Medical Center. The wipe also needs to be moist enough
to wet the entire surface. Soap and water won’t
kill bacteria, but chlorine will, added Dr. Tierno, the
author of the book “The Secret Life of Germs.”
Longtime devotees
of yoga tend to buy their own mats and don’t lend
them to anyone because they consider them an intimate
part of their practice. It’s what Robert Butera,
editor in chief of Yoga Living magazine, calls yoga hygiene.
Cleaning one’s mat is about “being self-reliant
and improving your health any way you can,” he said.
Drop-ins and
relative newcomers who use communal mats take the biggest
risks. Robin Parkinson, a marketing executive in Los Angeles,
began doing yoga at Equinox in Westwood about six months
ago. She used the mats provided because she never saw
a need to buy her own. “I don’t have a horse,
either, and I ride,” Ms. Parkinson said.
One day she
noticed a scaly red patch of skin on her right arm. It
began to itch.
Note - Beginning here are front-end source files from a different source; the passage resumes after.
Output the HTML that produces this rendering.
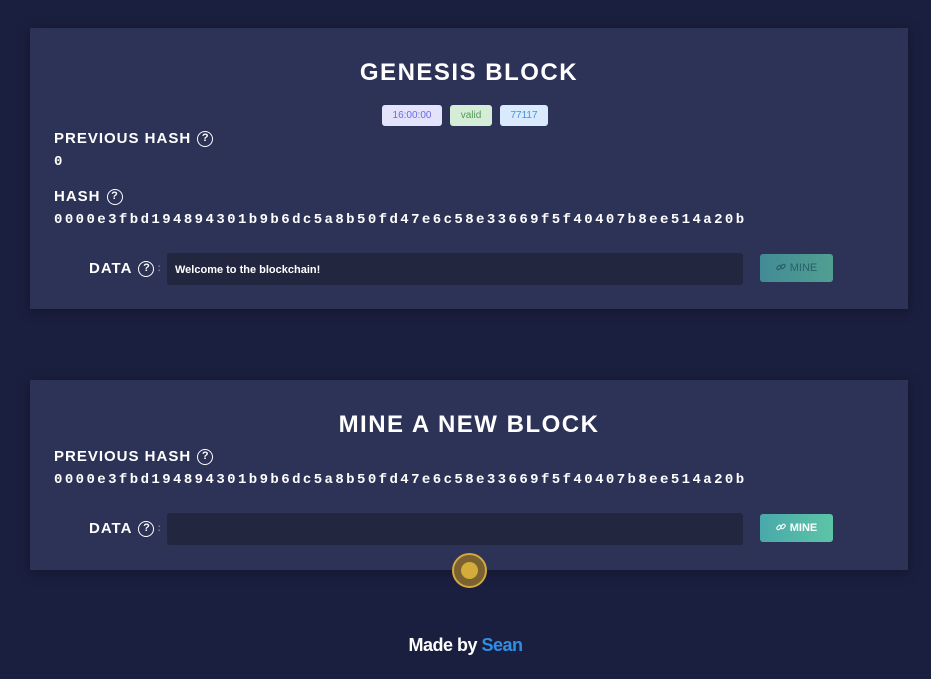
<!DOCTYPE html>
<html><head><meta charset="utf-8"><style>
*{box-sizing:border-box;margin:0;padding:0}
body{width:931px;height:679px;background:#1b1f3f;font-family:"Liberation Sans",sans-serif;color:#fff;position:relative;overflow:hidden}
.card{position:absolute;left:30px;width:878px;background:#2d3257;box-shadow:0 2px 12px rgba(0,0,0,.35)}
.title{position:absolute;left:0;width:100%;text-align:center;font-weight:bold;font-size:24px;letter-spacing:1.5px}
.lbl{position:absolute;left:24px;font-weight:bold;font-size:15px;letter-spacing:1px;display:flex;align-items:center}
.q{display:inline-block;width:16px;height:16px;border:1.5px solid #fff;border-radius:50%;font-size:11px;line-height:13px;text-align:center;margin-left:6px;letter-spacing:0;font-weight:bold}
.hash{position:absolute;left:24px;font-family:"Liberation Mono",monospace;font-weight:bold;font-size:14px;letter-spacing:2.42px}
.data{position:absolute;left:59px;font-weight:bold;font-size:15px;letter-spacing:1px;display:flex;align-items:center}
.data .c{color:#888;font-size:10px;margin-left:3px}
.inp{position:absolute;left:137px;width:576px;height:32px;background:#22263f;border-radius:3px;font-size:11px;font-weight:bold;padding:11px 8px}
.btn{position:absolute;left:730px;width:73px;height:28px;border-radius:3px;background:linear-gradient(90deg,#4aa9ab,#5cc4a5);font-size:11px;font-weight:bold;text-align:center;line-height:28px}
.btn svg{vertical-align:-1px;margin-right:4px}
.tag{position:absolute;top:77px;height:21px;border-radius:3px;font-size:10px;line-height:21px;text-align:center}
</style></head><body>
<div class="card" style="top:28px;height:281px">
 <div class="title" style="top:31px">GENESIS BLOCK</div>
 <div class="tag" style="left:352px;width:60px;background:#e3e3fb;color:#6a6adf">16:00:00</div>
 <div class="tag" style="left:420px;width:42px;background:#d5ecd6;color:#4f9a55">valid</div>
 <div class="tag" style="left:470px;width:48px;background:#d8eafb;color:#4a90d8">77117</div>
 <div class="lbl" style="top:102px">PREVIOUS HASH<span class="q">?</span></div>
 <div class="hash" style="top:126px">0</div>
 <div class="lbl" style="top:160px">HASH<span class="q">?</span></div>
 <div class="hash" style="top:184px">0000e3fbd194894301b9b6dc5a8b50fd47e6c58e33669f5f40407b8ee514a20b</div>
 <div class="data" style="top:232px">DATA<span class="q">?</span><span class="c">:</span></div>
 <div class="inp" style="top:225px">Welcome to the blockchain!</div>
 <div class="btn" style="top:226px;opacity:.75;color:#2a6f6e;font-weight:normal"><svg width="10" height="10" viewBox="0 0 10 10" fill="none" stroke="#2a6f6e" stroke-width="1.2"><rect x="0.5" y="4" width="5" height="3" rx="1.5" transform="rotate(-45 3 5.5)"/><rect x="4.5" y="3" width="5" height="3" rx="1.5" transform="rotate(-45 7 4.5)"/></svg>MINE</div>
</div>
<div class="card" style="top:380px;height:190px">
 <div class="title" style="top:31px">MINE A NEW BLOCK</div>
 <div class="lbl" style="top:68px">PREVIOUS HASH<span class="q">?</span></div>
 <div class="hash" style="top:92px">0000e3fbd194894301b9b6dc5a8b50fd47e6c58e33669f5f40407b8ee514a20b</div>
 <div class="data" style="top:140px">DATA<span class="q">?</span><span class="c">:</span></div>
 <div class="inp" style="top:133px"></div>
 <div class="btn" style="top:134px"><svg width="10" height="10" viewBox="0 0 10 10" fill="none" stroke="#fff" stroke-width="1"><rect x="0.5" y="4" width="5" height="3" rx="1.5" transform="rotate(-45 3 5.5)"/><rect x="4.5" y="3" width="5" height="3" rx="1.5" transform="rotate(-45 7 4.5)"/></svg>MINE</div>
</div>
<div style="position:absolute;left:452px;top:553px;width:35px;height:35px;border-radius:50%;background:#7a6230;border:2px solid #d4a83a"><div style="position:absolute;left:7px;top:7px;width:17px;height:17px;border-radius:50%;background:#d4ac3c"></div></div>
<div style="position:absolute;left:0;width:931px;top:635px;text-align:center;font-size:18px;font-weight:bold;letter-spacing:-.5px">Made by <span style="color:#2f8ee6">Sean</span></div>
</body></html>
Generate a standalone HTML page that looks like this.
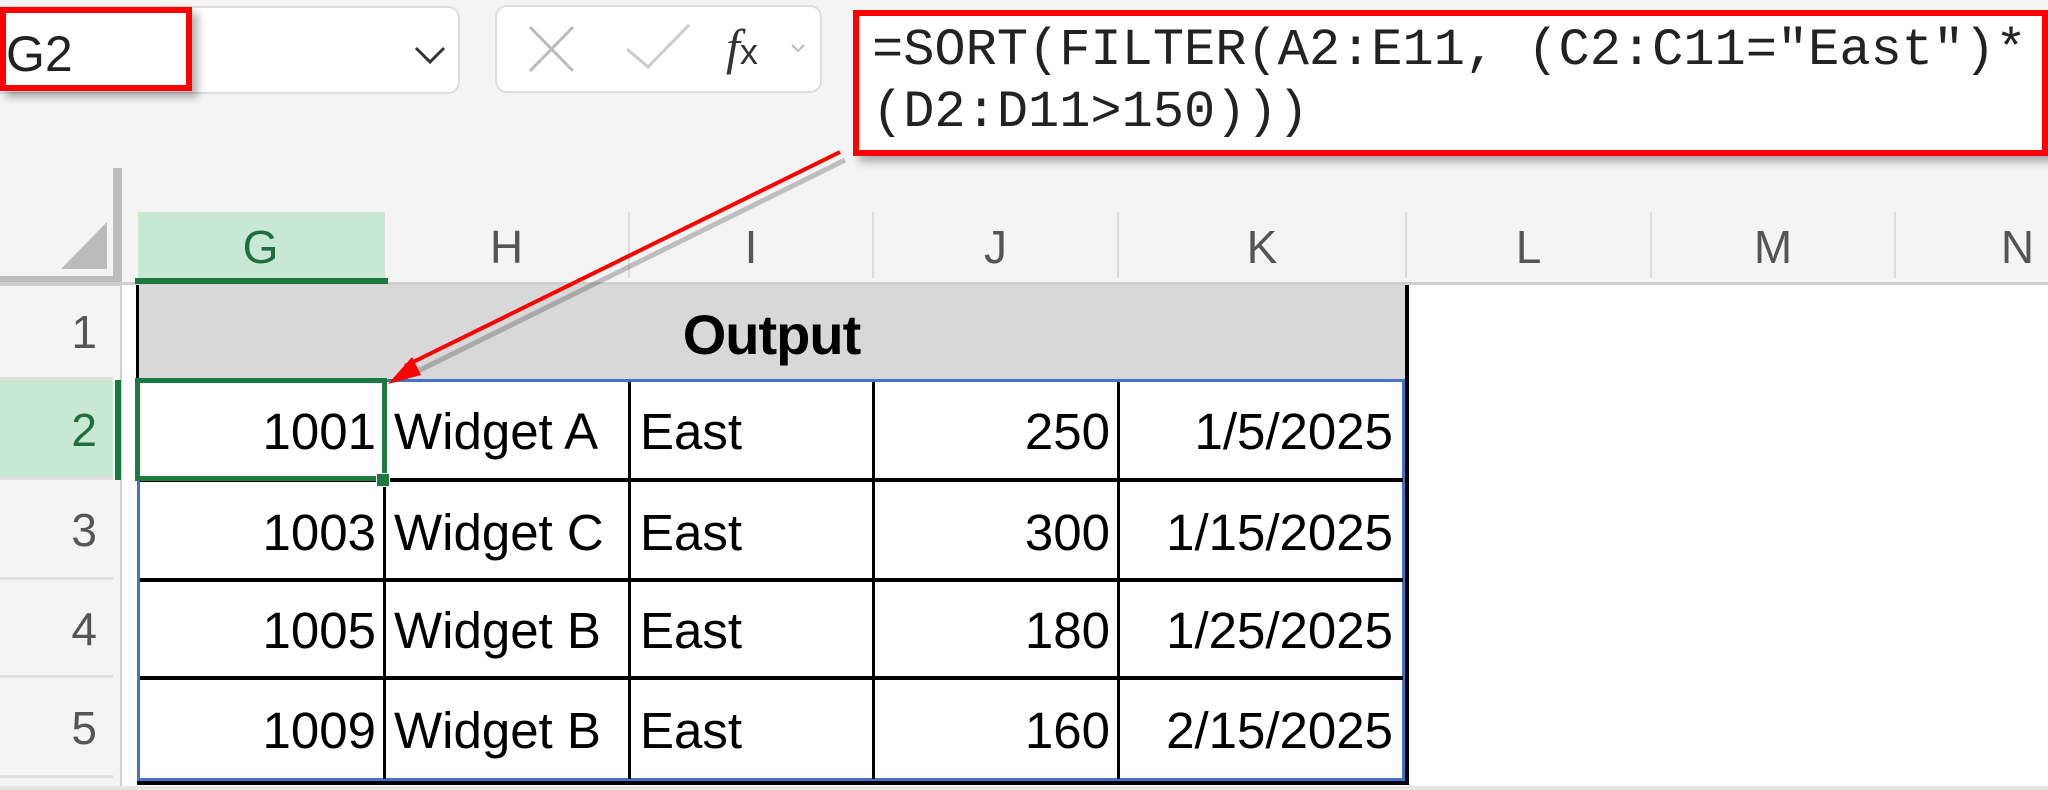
<!DOCTYPE html>
<html><head><meta charset="utf-8"><style>
*{margin:0;padding:0;box-sizing:border-box}
body{width:2048px;height:790px;background:#f4f4f4;position:relative;overflow:hidden;font-family:"Liberation Sans",sans-serif}
.a{position:absolute}
.ch{position:absolute;top:212px;height:66px;font-size:46px;color:#555;text-align:center;line-height:70px;border-right:2px solid #dcdcdc}
.rh{position:absolute;left:0;width:113px;font-size:46px;color:#555;text-align:right;padding-right:16px;border-bottom:3px solid #e0e0e0}
.c{position:absolute;font-size:51px;color:#000;line-height:1;white-space:nowrap}
.vl{position:absolute;width:3px;background:#000}
.hl{position:absolute;height:4px;background:#000}
</style></head><body>
<!-- name box -->
<div class="a" style="left:-10px;top:6px;width:470px;height:88px;background:#fff;border:2px solid #ddd;border-radius:12px"></div>
<div class="a" style="left:0;top:7px;width:192px;height:84px;border:6px solid #f00;box-shadow:6px 6px 8px rgba(0,0,0,.3)"></div>
<div class="a" style="left:6px;top:25px;font-size:50px;color:#222">G2</div>
<svg class="a" style="left:412px;top:42px" width="36" height="24"><path d="M4 6 L18 20 L32 6" fill="none" stroke="#333" stroke-width="3"/></svg>
<!-- fx box -->
<div class="a" style="left:495px;top:5px;width:327px;height:88px;background:#fff;border:2px solid #ddd;border-radius:12px"></div>
<svg class="a" style="left:525px;top:22px" width="290" height="55">
<path d="M5 5 L48 49 M48 5 L5 49" stroke="#bbb" stroke-width="3"/>
<path d="M102 27 L123 45 L164 3" fill="none" stroke="#ccc" stroke-width="3"/>
<path d="M267 23 L273 29 L279 23" fill="none" stroke="#bbb" stroke-width="2"/>
</svg>
<div class="a" style="left:726px;top:18px;font-family:'Liberation Serif',serif;font-style:italic;font-size:50px;color:#333">f<span style="font-size:36px;font-style:normal;font-family:'Liberation Sans'">x</span></div>
<!-- formula -->
<div class="a" style="left:853px;top:10px;width:1195px;height:146px;background:#fff;border:6px solid #f00;box-shadow:6px 6px 8px rgba(0,0,0,.3)"></div>
<div class="a" style="left:872px;top:20px;font-family:'Liberation Mono',monospace;font-size:52px;line-height:62px;color:#222;white-space:pre">=SORT(FILTER(A2:E11, (C2:C11="East")*
(D2:D11>150)))</div>
<!-- headers -->
<div class="a" style="left:113px;top:168px;width:9px;height:117px;background:#bdbdbd"></div>
<div class="a" style="left:0;top:276px;width:122px;height:9px;background:#bdbdbd"></div>
<svg class="a" style="left:61px;top:222px" width="47" height="48"><path d="M46 0 L46 47 L0 47 Z" fill="#bbb"/></svg>
<div class="a" style="left:0;top:282px;width:2048px;height:4px;background:#cfcfcf"></div>
<div class="ch" style="left:138px;width:247px;background:#c8e8d4;color:#1e6e3e">G</div>
<div class="a" style="left:135px;top:278px;width:253px;height:6px;background:#1a7a40"></div>
<div class="ch" style="left:385px;width:245px">H</div>
<div class="ch" style="left:630px;width:244px">I</div>
<div class="ch" style="left:874px;width:245px">J</div>
<div class="ch" style="left:1119px;width:288px">K</div>
<div class="ch" style="left:1407px;width:245px">L</div>
<div class="ch" style="left:1652px;width:244px">M</div>
<div class="ch" style="left:1896px;width:245px">N</div>
<!-- row headers -->
<div class="a" style="left:120px;top:285px;width:2px;height:505px;background:#d0d0d0"></div>
<div class="rh" style="top:285px;height:95px;line-height:95px">1</div>
<div class="rh" style="top:380px;height:100px;line-height:100px;background:#c8e8d4;color:#1e6e3e">2</div>
<div class="a" style="left:115px;top:380px;width:6px;height:100px;background:#1a7a40"></div>
<div class="rh" style="top:480px;height:100px;line-height:100px">3</div>
<div class="rh" style="top:580px;height:98px;line-height:98px">4</div>
<div class="rh" style="top:678px;height:100px;line-height:100px">5</div>
<!-- grid area -->
<div class="a" style="left:122px;top:285px;width:1926px;height:505px;background:#fff"></div>
<div class="a" style="left:136px;top:285px;width:1271px;height:96px;background:#d8d8d8"></div>
<div class="a" style="left:136px;top:285px;width:3px;height:96px;background:#000"></div>
<div class="a" style="left:1405px;top:285px;width:4px;height:500px;background:#000"></div>
<div class="a" style="left:136px;top:302px;width:1271px;text-align:center;font-weight:bold;font-size:56px;letter-spacing:-1px">Output</div>
<!-- table lines -->
<div class="a" style="left:137px;top:379px;width:1268px;height:402px;border:3px solid #4472c4"></div>
<div class="hl" style="left:140px;top:478px;width:1263px"></div>
<div class="hl" style="left:140px;top:578px;width:1263px"></div>
<div class="hl" style="left:140px;top:676px;width:1263px"></div>
<div class="hl" style="left:137px;top:781px;width:1272px"></div>
<div class="vl" style="left:383px;top:382px;height:397px"></div>
<div class="vl" style="left:628px;top:382px;height:397px"></div>
<div class="vl" style="left:872px;top:382px;height:397px"></div>
<div class="vl" style="left:1117px;top:382px;height:397px"></div>
<!-- selection -->
<div class="a" style="left:135px;top:378px;width:252px;height:103px;border:5px solid #1a7a40"></div>
<div class="a" style="left:376px;top:473px;width:14px;height:14px;background:#1a7a40;border:1px solid #fff"></div>
<!-- cells -->
<div class="c" style="right:1672px;top:406px">1001</div>
<div class="c" style="left:394px;top:406px">Widget A</div>
<div class="c" style="left:640px;top:406px">East</div>
<div class="c" style="right:938px;top:406px">250</div>
<div class="c" style="right:655px;top:406px">1/5/2025</div>
<div class="c" style="right:1672px;top:507px">1003</div>
<div class="c" style="left:394px;top:507px">Widget C</div>
<div class="c" style="left:640px;top:507px">East</div>
<div class="c" style="right:938px;top:507px">300</div>
<div class="c" style="right:655px;top:507px">1/15/2025</div>
<div class="c" style="right:1672px;top:605px">1005</div>
<div class="c" style="left:394px;top:605px">Widget B</div>
<div class="c" style="left:640px;top:605px">East</div>
<div class="c" style="right:938px;top:605px">180</div>
<div class="c" style="right:655px;top:605px">1/25/2025</div>
<div class="c" style="right:1672px;top:705px">1009</div>
<div class="c" style="left:394px;top:705px">Widget B</div>
<div class="c" style="left:640px;top:705px">East</div>
<div class="c" style="right:938px;top:705px">160</div>
<div class="c" style="right:655px;top:705px">2/15/2025</div>
<div class="a" style="left:0;top:786px;width:2048px;height:4px;background:#e6e6e6"></div>
<!-- arrow -->
<svg class="a" style="left:0;top:0" width="2048" height="790">
<line x1="845" y1="160" x2="410" y2="375" stroke="rgba(0,0,0,.22)" stroke-width="5"/>
<line x1="840" y1="152" x2="405" y2="366" stroke="#f00" stroke-width="4"/>
<path d="M388 384 L412 357 L421 375 Z" fill="#f00"/>
</svg>
</body></html>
And when her left leg and inner thighs
also started itching, she went to four doctors because
no one seemed to know what was wrong. At last, one gave
her cortisone cream and told her to stop borrowing yoga
mats. “I haven’t gone onto a public mat since,”
she said.
For two years,
Darby Friedlis used loaner mats from Bikram Yoga East
in Midtown Manhattan, where she practiced hot yoga. Then
she got a nasty surprise when she went for her monthly
pedicure. “The manicurist took one look at my foot,
which was itchy and a little flaky, and cried, ‘You
have athlete’s foot!’ ” said Ms. Friedlis,
a 25-year-old publicist in Manhattan. Her father, a doctor
who specializes in pain treatment in Fairfax, Va., was
the one to suggest that unclean yoga mats might be the
source of her problem.
While a wart
or fungus between their toes may dismay yogis, such ailments
won’t kill them. “Athlete’s foot is
not exactly a life-threatening disease,” said Dr.
Timothy McCall, the medical editor for Yoga Journal. “And
plantar warts and athlete’s foot are so common.
You could make yourself crazy with this stuff.”
That hasn’t
stopped entrepreneurial yogis from rolling out products
to combat the hygiene problem. Judy Alley from Scottsdale,
Ariz., created hand and foot mitts called Yoga Grip Gloves,
after an especially unpleasant class four years ago. “The
first time I got down on the mat I was disgusted,”
Ms. Alley said. “I wanted to wear my shoes but they
said ‘No.’ ”
Before starting a cleaning-products line six months ago,
Selena Stirlen visited 20 yoga studios nationwide and
asked about cleaning practices. Their response disgusted
her. “A lot of studios can’t afford a cleansing
product, and they only do a major wash in the machine
twice a year,” said Ms. Stirlen, who now sells wipes
for on-the-go hygiene as well as a spray and machine detergent.
Not everyone
is impressed. Heather Schlegel, who has practiced Bikram
yoga for three years, once bought a Jo-Sha Wipe, another
moist towelette made for mat cleaning. “I tried
wiping down my mat, but the unfolded square was too small
and kept getting scrunched up as I rubbed it across,”
she said of the 75-cent wipe. “It didn’t look
particularly cleaner when I was finished.”